Le concept de la « série » repose sur des enquêtes policières très classiques dont sont victimes des personnes en situation de faiblesse. Après les petits épargnants voici le thème des pédophiles et des réseaux où la bourgeoisie espagnole est impliquée. Ne se drapant pas dans de la fausse pudeur, l’auteur transpose sa révolte dans les idées marxistes de son inspectrice, la très froide mais très humaine Olga Tabares dont le duo avec son acolyte fonctionne à merveille dans de fréquentes joutes où l’on devine un amour platonique effleuré tout en pudeur.
La forme est celle d’un polar social, rugueux, technique, cette remontée de pistes, de fausses pistes et d’interrogatoires où la précision documentaire de la procédure (on est proche des albums de Scala et Eacersall) joue beaucoup dans l’immersion du lecteur.
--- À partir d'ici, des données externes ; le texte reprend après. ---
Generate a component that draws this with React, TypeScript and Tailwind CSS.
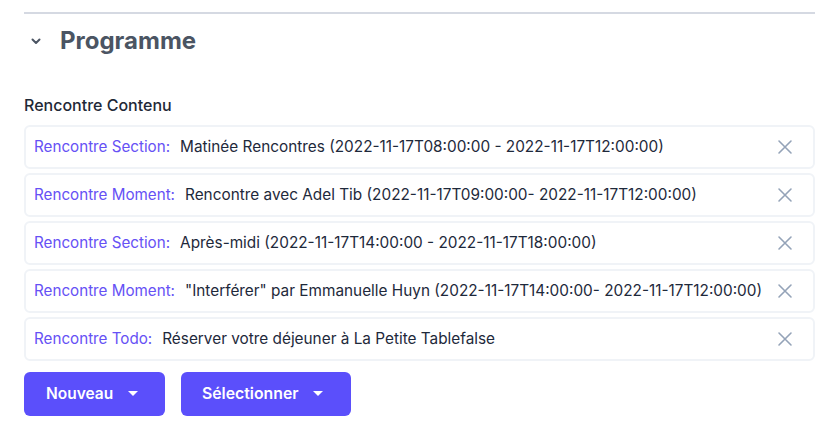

Si on pourra regretter le voile de grisaille qui habille l’ensemble des sublimes planches de Prado (qui est un très grand dessinateur en plus d’être un coloriste appliqué) et un lettrage très informatique peu élégant, le scénario est remarquablement construit en plusieurs phases et plusieurs temporalités croisées. Lorsque les coupables sont (assez vite) découverts, vient le temps de comprendre la profondeur de la corruption qui aboutit à cette mort. Le dessinateur n’implique la pauvre victime que quelques cases en début d’album, évitant le pathos pour se concentrer sur son enquête et les coupables. Cela aurait pourtant pu apporter une touche d’humanité à ce sombre récit proche du nihilisme. Heureusement les personnages du commissariat et de la procédure dans le sens large, mais aussi les pitoyables criminels sont très crédibles et aux interactions subtiles.
Vautours est donc un très chouette récit policier rugueux dont les protagonistes donnent très envie de suivre de prochaines enquêtes tant ils réussissent leur passage dans le monde des policiers récurrents. En espérant un délai moins long qu’entre les deux premiers volumes.